Libre circulation, obstacles techniques au commerce, marchés publics, agriculture, transports terrestre et aérien, recherche sont liés entre eux par une clause dite guillotine. Sans ces accords, le PIB de la Suisse chuterait de 5 à 7% d'ici à 2035, a averti Valérie Piller Carrard (PS/FR). La Suisse pourrait également être exclue de l'accord Schengen, dont la libre circulation est la base et par extension de celui de Dublin, a affirmé la ministre de la justice.

Dénoncer les accords bilatéraux reviendrait à isoler le pays, a souligné Philipp Matthias Bregy (PDC/VS). La moitié des exportations suisses vont vers l'UE. Quelque 500'000 Suisses profitent également de la libre circulation pour vivre dans l'Union européenne, a ajouté Kurt Fluri (PLR/SO).
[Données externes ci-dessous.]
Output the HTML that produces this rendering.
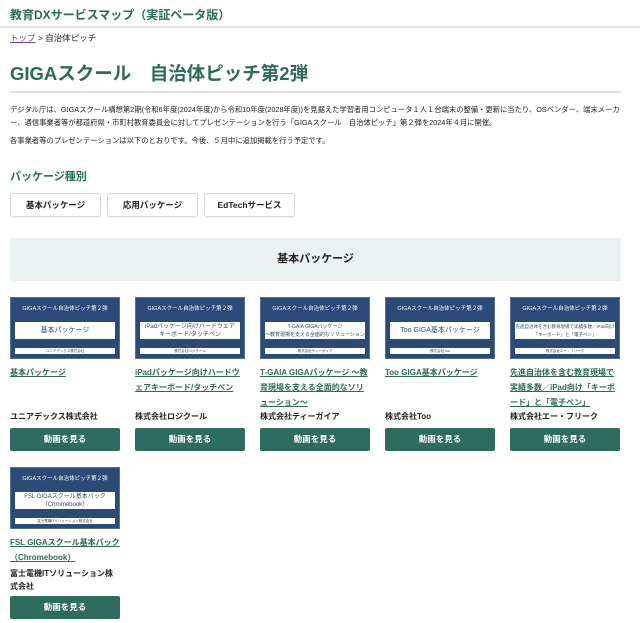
<!DOCTYPE html>
<html><head><meta charset="utf-8"><style>
*{margin:0;padding:0;box-sizing:border-box}
body{width:640px;height:623px;overflow:hidden;background:#fff;font-family:"Liberation Sans","Noto Sans CJK JP",sans-serif;color:#222;position:relative}
.a{position:absolute}
.hdr{left:0;top:0;width:640px;height:28px;border-bottom:2px solid #e6e6e6}
.hdr span{position:absolute;left:10px;top:6px;font-size:12px;font-weight:bold;color:#2d6a5a}
.bc{left:10px;top:32px;font-size:8.5px}
.bc a{color:#6b3fa0;text-decoration:underline}
h1{position:absolute;left:10px;top:60px;font-size:18.5px;color:#2d6a5a;font-weight:bold;letter-spacing:0}
.hr{left:10px;top:91px;width:611px;height:2px;background:#e3e3e3}
.p{left:10px;font-size:7.3px;line-height:13px;width:615px}
.h2{left:10px;top:168px;font-size:11px;font-weight:bold;color:#2d6a5a}
.tab{top:193px;height:24px;border:1px solid #d8d8d8;border-radius:3px;font-size:8.5px;font-weight:bold;text-align:center;line-height:22px;box-shadow:0 1px 1px #eee}
.ban{left:10px;top:238px;width:611px;height:43px;background:#e8f3f2;text-align:center;line-height:43px;font-size:11px;font-weight:bold}
.card{width:110px}
.th{position:absolute;width:110px;height:62px;background:#2b4a78;border:1px solid #5a6f90}
.th .t1{position:absolute;top:6px;width:100%;text-align:center;color:#fff;font-size:5.5px}
.th .w{position:absolute;left:4px;right:4px;top:24px;height:17px;background:#fff;color:#2b4a78;text-align:center;font-size:7px;line-height:17px;overflow:hidden;white-space:nowrap}
.th .w2{line-height:8px;padding-top:1px;font-size:6px}
.th .s{position:absolute;left:4px;right:4px;top:50px;height:6px;background:#fff;font-size:3.5px;text-align:center;color:#333;line-height:6px;overflow:hidden;white-space:nowrap}
.tt{font-size:8px;font-weight:bold;color:#2d6a5a;text-decoration:underline;line-height:15px}
.co{font-size:8px;font-weight:bold;line-height:13px}
.btn{width:110px;height:23px;background:#2e6c5e;color:#fff;font-size:8.5px;font-weight:bold;text-align:center;line-height:23px;border-radius:2px}
</style></head><body>
<div class="a hdr"><span>教育DXサービスマップ（実証ベータ版）</span></div>
<div class="a bc"><a>トップ</a> &gt; 自治体ピッチ</div>
<h1>GIGAスクール　自治体ピッチ第2弾</h1>
<div class="a hr"></div>
<div class="a p" style="top:103px">デジタル庁は、GIGAスクール構想第2期(令和6年度(2024年度)から令和10年度(2028年度))を見据えた学習者用コンピュータ１人１台端末の整備・更新に当たり、OSベンダー、端末メーカー、通信事業者等が都道府県・市町村教育委員会に対してプレゼンテーションを行う「GIGAスクール　自治体ピッチ」第２弾を2024年４月に開催。</div>
<div class="a p" style="top:134px">各事業者等のプレゼンテーションは以下のとおりです。今後、５月中に追加掲載を行う予定です。</div>
<div class="a h2">パッケージ種別</div>
<div class="a tab" style="left:10px;width:91px">基本パッケージ</div>
<div class="a tab" style="left:107px;width:91px">応用パッケージ</div>
<div class="a tab" style="left:204px;width:91px">EdTechサービス</div>
<div class="a ban">基本パッケージ</div>

<div class="th" style="left:10px;top:297px"><div class="t1">GIGAスクール自治体ピッチ第２弾</div><div class="w">基本パッケージ</div><div class="s">ユニアデックス株式会社</div></div>
<div class="th" style="left:135px;top:297px"><div class="t1">GIGAスクール自治体ピッチ第２弾</div><div class="w w2">iPadパッケージ向けハードウェア<br>キーボード/タッチペン</div><div class="s">株式会社ロジクール</div></div>
<div class="th" style="left:260px;top:297px"><div class="t1">GIGAスクール自治体ピッチ第２弾</div><div class="w w2" style="font-size:5px">T-GAIA GIGAパッケージ<br>〜教育現場を支える全面的なソリューション〜</div><div class="s">株式会社ティーガイア</div></div>
<div class="th" style="left:385px;top:297px"><div class="t1">GIGAスクール自治体ピッチ第２弾</div><div class="w">Too GIGA基本パッケージ</div><div class="s">株式会社Too</div></div>
<div class="th" style="left:510px;top:297px"><div class="t1">GIGAスクール自治体ピッチ第２弾</div><div class="w w2" style="font-size:4.5px">先進自治体を含む教育現場で実績多数／iPad向け<br>「キーボード」と「電子ペン」</div><div class="s">株式会社エー・フリーク</div></div>

<div class="a card tt" style="left:10px;top:365px">基本パッケージ</div>
<div class="a card tt" style="left:135px;top:365px">iPadパッケージ向けハードウェアキーボード/タッチペン</div>
<div class="a card tt" style="left:260px;top:365px">T-GAIA GIGAパッケージ 〜教育現場を支える全面的なソリューション〜</div>
<div class="a card tt" style="left:385px;top:365px">Too GIGA基本パッケージ</div>
<div class="a card tt" style="left:510px;top:365px">先進自治体を含む教育現場で実績多数／iPad向け「キーボード」と「電子ペン」</div>

<div class="a co" style="left:10px;top:410px">ユニアデックス株式会社</div>
<div class="a co" style="left:135px;top:410px">株式会社ロジクール</div>
<div class="a co" style="left:260px;top:410px">株式会社ティーガイア</div>
<div class="a co" style="left:385px;top:410px">株式会社Too</div>
<div class="a co" style="left:510px;top:410px">株式会社エー・フリーク</div>

<div class="a btn" style="left:10px;top:428px">動画を見る</div>
<div class="a btn" style="left:135px;top:428px">動画を見る</div>
<div class="a btn" style="left:260px;top:428px">動画を見る</div>
<div class="a btn" style="left:385px;top:428px">動画を見る</div>
<div class="a btn" style="left:510px;top:428px">動画を見る</div>

<div class="th" style="left:10px;top:467px"><div class="t1">GIGAスクール自治体ピッチ第２弾</div><div class="w w2">FSL GIGAスクール基本パック<br>（Chromebook）</div><div class="s">富士電機ITソリューション株式会社</div></div>
<div class="a card tt" style="left:10px;top:535px">FSL GIGAスクール基本パック（Chromebook）</div>
<div class="a co" style="left:10px;top:567px;width:110px">富士電機ITソリューション株式会社</div>
<div class="a btn" style="left:10px;top:596px">動画を見る</div>
</body></html>
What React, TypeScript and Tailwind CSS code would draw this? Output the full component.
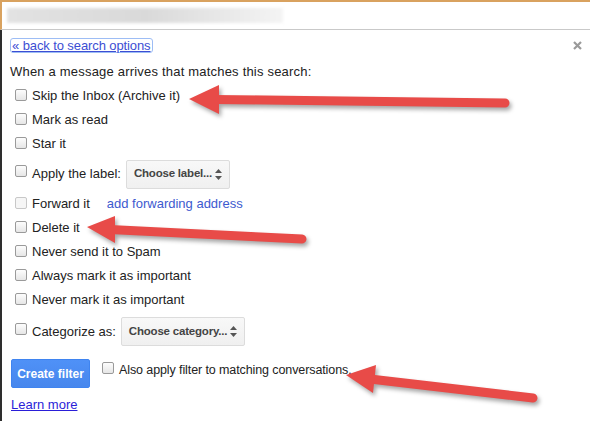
import React from "react";

// small gmail-ish checkbox
function Box({ dim = false, className = "" }: { dim?: boolean; className?: string }) {
  return (
    <span
      className={`inline-block w-[12px] h-[12px] shrink-0 rounded-[2px] border ${
        dim ? "border-[#c8c8c8] bg-[#f6f6f6]" : "border-[#9a9a9a] bg-gradient-to-b from-[#fdfdfd] to-[#e6e6e6]"
      } ${className}`}
    />
  );
}

function Select({ label, width }: { label: string; width: string }) {
  return (
    <div
      className={`${width} h-[29px] shrink-0 flex items-center justify-between pl-[7px] pr-[7px] rounded-[2px] border border-[#dcdcdc] bg-gradient-to-b from-[#f8f8f8] to-[#f0f0f0] text-[11.5px] font-bold text-[#444] whitespace-nowrap`}
    >
      <span className="tracking-[-0.2px]">{label}</span>
      <svg width="7" height="11" viewBox="0 0 7 11" className="shrink-0">
        <path d="M3.5 0 L7 4 L0 4 Z" fill="#555" />
        <path d="M3.5 11 L7 7 L0 7 Z" fill="#555" />
      </svg>
    </div>
  );
}

function Row({ children, dim = false }: { children: React.ReactNode; dim?: boolean }) {
  return (
    <div className="h-[24px] flex items-center">
      <Box dim={dim} className="ml-[5px] mr-[5px] mb-[2px]" />
      {children}
    </div>
  );
}

function Arrows() {
  const red = "#e84b48";
  return (
    <svg
      className="absolute inset-0 pointer-events-none"
      width="590"
      height="421"
      viewBox="0 0 590 421"
      style={{ filter: "drop-shadow(2px 3px 2px rgba(0,0,0,0.35))" }}
    >
      {/* skip the inbox */}
      <line x1="214" y1="99.5" x2="505" y2="103" stroke={red} strokeWidth="9" strokeLinecap="round" />
      <path d="M189 99 L219 85 L219 114 Z" fill={red} />
      {/* delete it */}
      <line x1="110" y1="229.5" x2="302" y2="239" stroke={red} strokeWidth="9" strokeLinecap="round" />
      <path d="M87 227 L115 216 L115 243 Z" fill={red} />
      {/* also apply */}
      <line x1="370" y1="379" x2="533" y2="398" stroke={red} strokeWidth="9" strokeLinecap="round" />
      <path d="M346 375 L376 365 L373 393 Z" fill={red} />
    </svg>
  );
}

export default function App() {
  return (
    <div className="relative w-[590px] h-[421px] overflow-hidden bg-white text-[13px] text-[#222] font-['Liberation_Sans',Arial,sans-serif]">
      {/* window top with blurred subject */}
      <div className="h-[30px] border-t-2 border-l-2 border-[#d9a25f] border-b border-b-[#c9c9c9] pl-[5px] pt-[6px]">
        <div className="w-[276px] h-[15px] bg-gradient-to-r from-[#e2e2e2] via-[#d9d9d9] to-[#f4f4f4] blur-[1.5px]" />
      </div>

      <div className="h-[391px] border-l-2 border-[#2e2e2e] pl-[8px] flex flex-col">
        <div className="pt-[8px] flex items-start justify-between pr-[8px]">
          <span className="h-[15px] leading-[13px] px-[1px] rounded-[3px] border border-[#9dbdf5] text-[#3c4ed3] underline tracking-[-0.1px]">
            « back to search options
          </span>
          <svg width="9" height="9" viewBox="0 0 9 9" className="mt-[3px]">
            <path d="M1 1 L8 8 M8 1 L1 8" stroke="#9a9a9a" strokeWidth="2.2" />
          </svg>
        </div>

        <div className="mt-[7px] h-[24px] flex items-center tracking-[0.2px]">
          When a message arrives that matches this search:
        </div>

        <Row>Skip the Inbox (Archive it)</Row>
        <Row>Mark as read</Row>
        <Row>Star it</Row>
        <div className="h-[36px] flex items-center">
          <Box className="ml-[5px] mr-[5px] mb-[6px]" />
          <span className="mr-[5px]">Apply the label:</span>
          <Select label="Choose label..." width="w-[104px]" />
        </div>
        <Row dim>
          <span>Forward it</span>
          <span className="ml-[17px] text-[#3d5acf]">add forwarding address</span>
        </Row>
        <Row>Delete it</Row>
        <Row>Never send it to Spam</Row>
        <Row>Always mark it as important</Row>
        <Row>Never mark it as important</Row>
        <div className="h-[39px] flex items-center">
          <Box className="ml-[5px] mr-[5px] mb-[6px]" />
          <span className="mr-[5px]">Categorize as:</span>
          <Select label="Choose category..." width="w-[124px]" />
        </div>

        <div className="mt-[8px] flex items-start">
          <div className="ml-[1px] w-[79px] h-[29px] flex items-center justify-center rounded-[2px] border border-[#3f84f0] bg-gradient-to-b from-[#4f91f7] to-[#4787ed] text-white text-[12px] font-bold">
            Create filter
          </div>
          <Box className="ml-[12px] mt-[3px]" />
          <span className="ml-[5px] mt-[4px] leading-[15px] text-[12.5px] tracking-[-0.1px]">
            Also apply filter to matching conversations.
          </span>
        </div>

        <div className="mt-[7px] ml-[1px]">
          <span className="text-[#2a1ed8] underline leading-[15px]">Learn more</span>
        </div>
      </div>

      <Arrows />
    </div>
  );
}
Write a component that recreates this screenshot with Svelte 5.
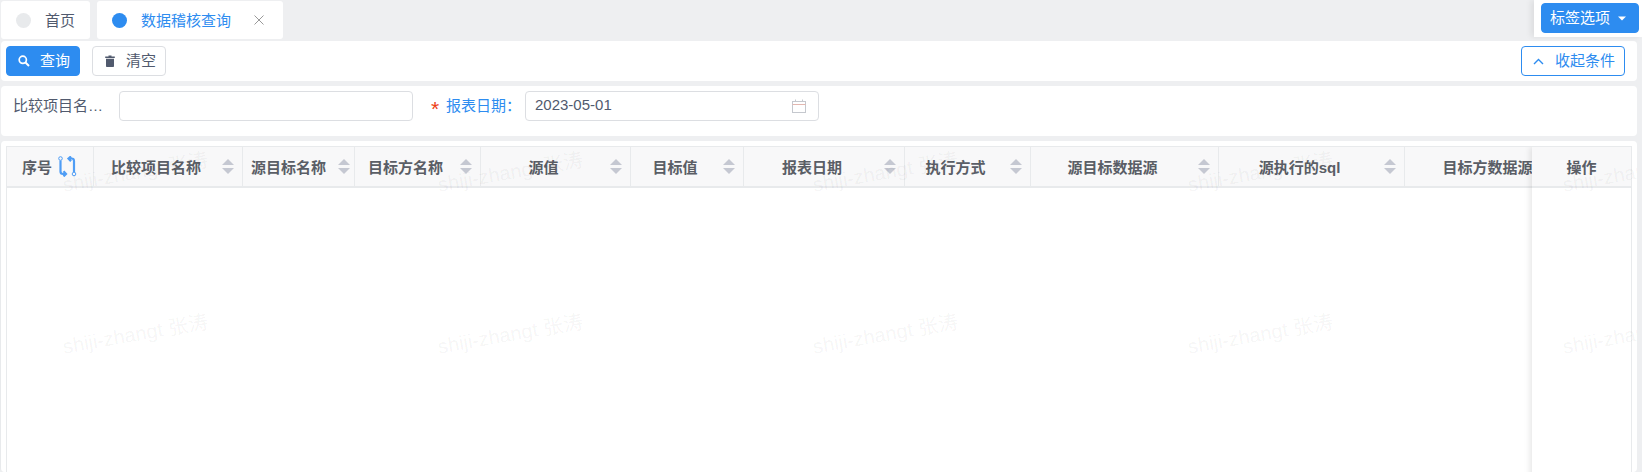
<script>
  // column widths taken from the header borders; last one runs under the fixed column
  const columns = [
    { title: '比较项目名称', width: 149 },
    { title: '源目标名称', width: 112 },
    { title: '目标方名称', width: 126 },
    { title: '源值', width: 150 },
    { title: '目标值', width: 113 },
    { title: '报表日期', width: 161 },
    { title: '执行方式', width: 126 },
    { title: '源目标数据源', width: 188 },
    { title: '源执行的sql', width: 186 },
    { title: '目标方数据源', width: 190 }
  ];

  const watermarks = Array.from({ length: 10 });
</script>

<div class="page">
  <div class="tabs">
    <div class="tab">
      <span class="dot"></span>
      <span>首页</span>
    </div>
    <div class="tab active">
      <span class="dot"></span>
      <span>数据稽核查询</span>
      <svg class="close" width="10" height="10" viewBox="0 0 10 10">
        <path d="M0.5 0.5L9.5 9.5M9.5 0.5L0.5 9.5" stroke="#999" stroke-width="1" fill="none" />
      </svg>
    </div>
    <div class="tab-options">
      <button class="btn primary options-btn">
        <span>标签选项</span>
        <svg width="8" height="5" viewBox="0 0 8 5"><path d="M0 0.5H8L4 4.5Z" fill="#fff" /></svg>
      </button>
    </div>
  </div>

  <div class="panel toolbar">
    <button class="btn primary query-btn">
      <svg width="12" height="12" viewBox="0 0 12 12" fill="none">
        <circle cx="4.8" cy="4.8" r="3.6" stroke="#fff" stroke-width="1.7" />
        <path d="M7.5 7.5L11 11" stroke="#fff" stroke-width="2" />
      </svg>
      <span>查询</span>
    </button>
    <button class="btn clear-btn">
      <svg width="10" height="12" viewBox="0 0 10 12">
        <path d="M3.5 0.5H6.5V1.6H9.8V3H0.2V1.6H3.5Z M1 3.8H9V11.2Q9 12 8.2 12H1.8Q1 12 1 11.2Z" fill="#515a6e" />
      </svg>
      <span>清空</span>
    </button>
    <button class="btn collapse-btn">
      <svg width="11" height="7" viewBox="0 0 11 7" fill="none">
        <path d="M1 6L5.5 1.5L10 6" stroke="#2d8cf0" stroke-width="1.4" />
      </svg>
      <span>收起条件</span>
    </button>
  </div>

  <div class="panel form">
    <span class="label name-label">比较项目名…</span>
    <div class="input name-input"></div>
    <span class="required">*</span>
    <span class="label date-label">报表日期：</span>
    <div class="input date-input">
      <span>2023-05-01</span>
      <svg width="14" height="14" viewBox="0 0 14 14" fill="none" stroke="#c5c8ce">
        <rect x="0.5" y="2.5" width="13" height="11" />
        <path d="M0.5 5.5H13.5" stroke="#e3b7b0" />
        <path d="M3.5 0.5V2.5M10.5 0.5V2.5" />
      </svg>
    </div>
  </div>

  <div class="panel table-panel">
    <div class="table">
      <div class="header">
        <div class="cell index-cell">
          <span>序号</span>
          <svg width="19" height="21" viewBox="0 0 19 21" fill="none" stroke="#4f9df5">
            <circle cx="2.5" cy="2.5" r="1.8" stroke-width="1" />
            <path d="M2.5 4.5V15.5Q2.5 18 5 18H7.5M5.5 15.2L8 18L5.5 20.4" stroke-width="2.2" />
            <circle cx="16" cy="18" r="1.8" stroke-width="1" />
            <path d="M16 16V5Q16 2.5 13.5 2.5H11M13 0.4L10.5 2.5L13 5.2" stroke-width="2.2" />
          </svg>
        </div>
        {#each columns as col}
          <div class="cell" style="width: {col.width}px">
            <span class="title">{col.title}</span>
            <span class="sort">
              <i class="up"></i>
              <i class="down"></i>
            </span>
          </div>
        {/each}
      </div>

      <div class="fixed-col">
        <div class="fixed-head">操作</div>
      </div>
    </div>

    <div class="watermarks">
      {#each watermarks as _}
        <span>shiji-zhangt 张涛</span>
      {/each}
    </div>
  </div>
</div>

<style>
  :global(body) {
    margin: 0;
    background: #eeeff1;
  }

  .page {
    height: 472px;
    overflow: hidden;
    display: flex;
    flex-direction: column;
    font-family: 'Liberation Sans', 'Noto Sans CJK SC', sans-serif;
    font-size: 15px;
    color: #515a6e;
  }

  .tabs {
    display: flex;
    gap: 7px;
    height: 38px;
    padding: 1px 0 2px 1px;
    flex: none;
  }

  .tab {
    display: flex;
    align-items: center;
    gap: 14px;
    height: 38px;
    width: 89px;
    padding-left: 15px;
    box-sizing: border-box;
    background: #fff;
    border-radius: 3px;
  }

  .tab > span:last-of-type {
    margin-bottom: 1px;
  }

  .tab.active {
    width: 186px;
    color: #2d8cf0;
  }

  .dot {
    width: 15px;
    height: 15px;
    border-radius: 50%;
    background: #e8eaec;
  }

  .tab.active .dot {
    background: #2d8cf0;
    margin-bottom: 0;
  }

  .close {
    margin-left: 9px;
  }

  .tab-options {
    margin-left: auto;
    margin-top: -1px;
    height: 37px;
    width: 108px;
    padding: 3px 3px 0 7px;
    box-sizing: border-box;
    background: #fff;
    box-shadow: -3px 0 6px rgba(0, 0, 0, 0.08);
    position: relative;
    z-index: 2;
  }

  .btn {
    display: flex;
    align-items: center;
    height: 30px;
    padding: 0;
    box-sizing: border-box;
    border: 1px solid #dcdee2;
    border-radius: 4px;
    background: #fff;
    color: #515a6e;
    font: inherit;
  }

  .btn span {
    margin-top: -4px;
  }

  .btn.primary {
    background: #2d8cf0;
    border-color: #2d8cf0;
    color: #fff;
  }

  .options-btn {
    width: 98px;
    padding-left: 8px;
    gap: 8px;
  }

  .panel {
    background: #fff;
    border-radius: 4px;
    margin-left: 1px;
    width: 1636px;
    flex: none;
    box-sizing: border-box;
  }

  .toolbar {
    height: 40px;
    display: flex;
    align-items: center;
    padding: 0 12px 0 5px;
  }

  .query-btn {
    width: 74px;
    padding-left: 11px;
    gap: 10px;
  }

  .clear-btn {
    width: 74px;
    margin-left: 12px;
    padding-left: 12px;
    gap: 11px;
  }

  .collapse-btn {
    width: 104px;
    margin-left: auto;
    padding-left: 11px;
    gap: 11px;
    border-color: #2d8cf0;
    color: #2d8cf0;
  }

  .form {
    height: 50px;
    margin-top: 5px;
    display: flex;
    align-items: flex-start;
    padding: 5px 0 0 12px;
    line-height: 30px;
  }

  .name-label {
    width: 106px;
  }

  .input {
    width: 294px;
    height: 30px;
    box-sizing: border-box;
    border: 1px solid #dcdee2;
    border-radius: 4px;
  }

  .required {
    margin-left: 18px;
    width: 15px;
    color: #ed4014;
    font-size: 21px;
    line-height: 36px;
    height: 30px;
  }

  .date-label {
    width: 79px;
    color: #2d8cf0;
  }

  .date-input {
    display: flex;
    align-items: center;
    justify-content: space-between;
    padding: 0 12px 0 9px;
    line-height: 26px;
  }

  .date-input span {
    margin-top: -2px;
  }

  .table-panel {
    margin-top: 5px;
    flex: 1;
    padding: 5px 5px 0;
    position: relative;
    overflow: hidden;
    border-left: 1px solid #e8eaec;
    margin-left: 0;
    width: 1637px;
  }

  .table {
    position: relative;
    height: 340px;
    box-sizing: border-box;
    border: 1px solid #e8eaec;
    border-bottom: 0;
    overflow: hidden;
  }

  .header {
    display: flex;
    width: max-content;
    height: 41px;
    box-sizing: border-box;
    background: #f8f8f9;
    border-bottom: 2px solid #e8eaec;
    font-weight: 700;
    color: #5a5e66;
  }

  .cell {
    display: flex;
    align-items: center;
    gap: 12px;
    padding: 0 8px;
    box-sizing: border-box;
    border-right: 1px solid #e8eaec;
    flex: none;
  }

  .index-cell {
    width: 87px;
    gap: 6px;
    padding-left: 15px;
  }

  .title {
    flex: 1;
    text-align: center;
    white-space: nowrap;
  }

  .sort {
    display: flex;
    flex-direction: column;
    gap: 3px;
    width: 12px;
    flex: none;
  }

  .sort i {
    width: 0;
    height: 0;
    border-left: 6px solid transparent;
    border-right: 6px solid transparent;
  }

  .sort .up {
    border-bottom: 6px solid #c5c8d2;
  }

  .sort .down {
    border-top: 6px solid #c5c8d2;
  }

  .fixed-col {
    position: absolute;
    top: 0;
    right: 0;
    bottom: 0;
    width: 99px;
    background: #fff;
    box-shadow: -2px 0 6px rgba(0, 0, 0, 0.1);
  }

  .fixed-head {
    height: 41px;
    box-sizing: border-box;
    display: flex;
    align-items: center;
    justify-content: center;
    background: #f8f8f9;
    border-bottom: 2px solid #e8eaec;
    font-weight: 700;
    color: #5a5e66;
  }

  .watermarks {
    position: absolute;
    top: 16px;
    left: 61px;
    display: grid;
    grid-template-columns: repeat(5, 147px);
    grid-auto-rows: 30px;
    column-gap: 228px;
    row-gap: 132px;
    pointer-events: none;
    font-size: 20px;
    line-height: 30px;
    color: rgba(0, 0, 0, 0.05);
    white-space: nowrap;
  }

  .watermarks span {
    transform: rotate(-10deg);
  }
</style>
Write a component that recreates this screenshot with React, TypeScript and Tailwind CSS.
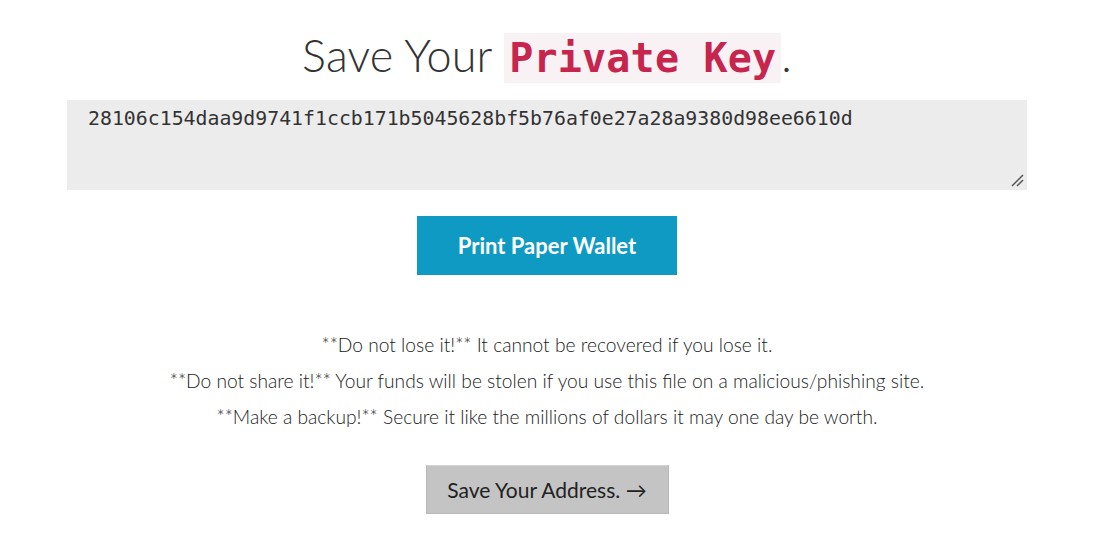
export default function App() {
  const key = "28106c154daa9d9741f1ccb171b5045628bf5b76af0e27a28a9380d98ee6610d";
  return (
    <div className="w-[1094px] h-[556px] bg-white flex flex-col items-center font-['Lato',sans-serif] text-[#333]">
      <h1 className="mt-[23px] text-[45px] leading-[64px] font-light tracking-[0.2px]">
        Save Your{" "}
        <code className="font-['DejaVu_Sans_Mono',monospace] font-bold text-[40px] text-[#c7254e] bg-[#f9f2f4] px-[5px] py-[2px]">
          Private Key
        </code>
        .
      </h1>

      <div className="relative mt-[10px] w-[960px] h-[90px]">
        <textarea
          readOnly
          defaultValue={key}
          className="w-full h-full resize-none bg-[#ececec] pl-[21px] pt-[6px] font-['DejaVu_Sans_Mono',monospace] text-[19.85px] leading-[26px] text-[#333] outline-none"
        />
        <svg className="absolute right-[3px] bottom-[3px]" width="14" height="14" viewBox="0 0 14 14">
          <path d="M2 13 L13 2 M7 13 L13 7" stroke="#555" strokeWidth="1.5" fill="none" />
        </svg>
      </div>

      <button className="mt-[26px] w-[260px] h-[59px] bg-[#0e9ac3] text-white text-[22px] font-bold">
        Print Paper Wallet
      </button>

      <div className="mt-[52px] flex flex-col items-center text-[19.2px] leading-[36px] font-light text-[#222]">
        <p>**Do not lose it!** It cannot be recovered if you lose it.</p>
        <p>**Do not share it!** Your funds will be stolen if you use this file on a malicious/phishing site.</p>
        <p>**Make a backup!** Secure it like the millions of dollars it may one day be worth.</p>
      </div>

      <button className="mt-[30px] w-[243px] h-[49px] bg-[#c4c4c4] border border-[#b8b8b8] border-t-[#d4d4d4] text-[21px] text-[#222]">
        Save Your Address. →
      </button>
    </div>
  );
}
"Cauchemar" à dix millions d'habitants

Pour l'UDC, la fin des accords bilatéraux I ne serait pas un problème. Ces six accords, sur les 120 existant avec l'UE, ne sont pas décisifs, a affirmé Albert Rösti (UDC/BE).

Les Suisses ne veulent pas du "cauchemar" d'un pays à dix millions d'habitants, a plaidé Jean-Luc Addor (UDC/VS). Cette surpopulation "incontrôlée" aura un impact sur l'environnement. Les infrastructures ne suivent plus, avec des transports publics et des autoroutes toujours plus chargés et des loyers qui augmentent.

L'accord sur la libre circulation pousse les employeurs à engager des travailleurs étrangers bon marché au détriment des Suisses. Il doit être levé pour favoriser les travailleurs suisses les plus âgés, qui peinent souvent à trouver un emploi, ainsi que les jeunes qui terminent une formation, a plaidé Roberta Pantani (UDC/TI).

Le dossier passe au Conseil des Etats.